Fallen Women
Patricia Highsmith, 21 June 1984
Gordon Burn gives us no comment of his own on the story he has to tell – just the facts: no speculation as to why Peter Sutcliffe behaved as he did, just the events, the family life, anecdotes that may or may not be pertinent, the pubs and their atmosphere. And we go back, or rather from the beginning of the book we go forward – from Sutcliffe’s grandparents on both sides. How else is he to explain, or attempt to explain, this odd man who spread 13 murders over six years, and fooled even those closest to him until almost the last moment?

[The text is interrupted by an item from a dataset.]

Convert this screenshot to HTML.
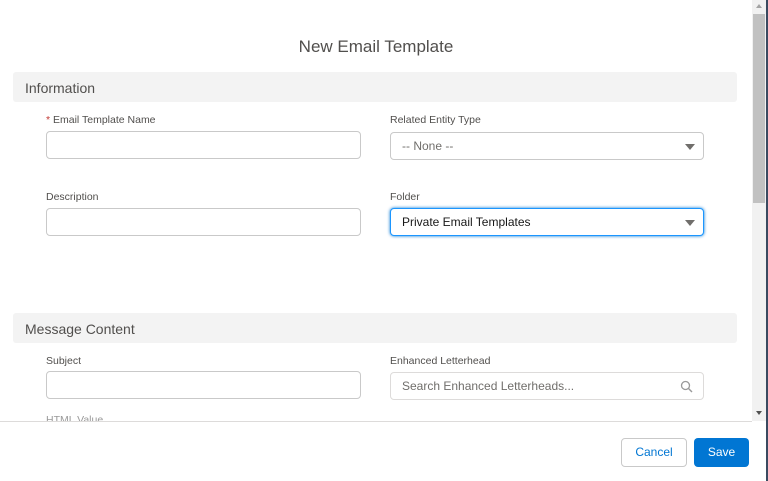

That Sutcliffe was insane in some way is an inevitable conclusion after reading all the facts about him. All the facts? At once one has to start hedging: we know nothing of Sutcliffe’s relations with his wife Sonia, to whom he was devoted: to know something about these might have clarified a little the puzzling defence he put up in saying that God had spoken to him, and told him to kill prostitutes. If God spoke to him as far back as when he was 20, and employed as a gravedigger in a church cemetery (where he claims to have first heard the voice), then Sutcliffe never mentioned it to his brothers Mick and Carl, nor to pub pals like Trevor Birdsall, which leads one to suspect that Sutcliffe might have thought there was something rather wrong or unpopular about such a message, assuming he ever received it. He was not known for faithful church attendance.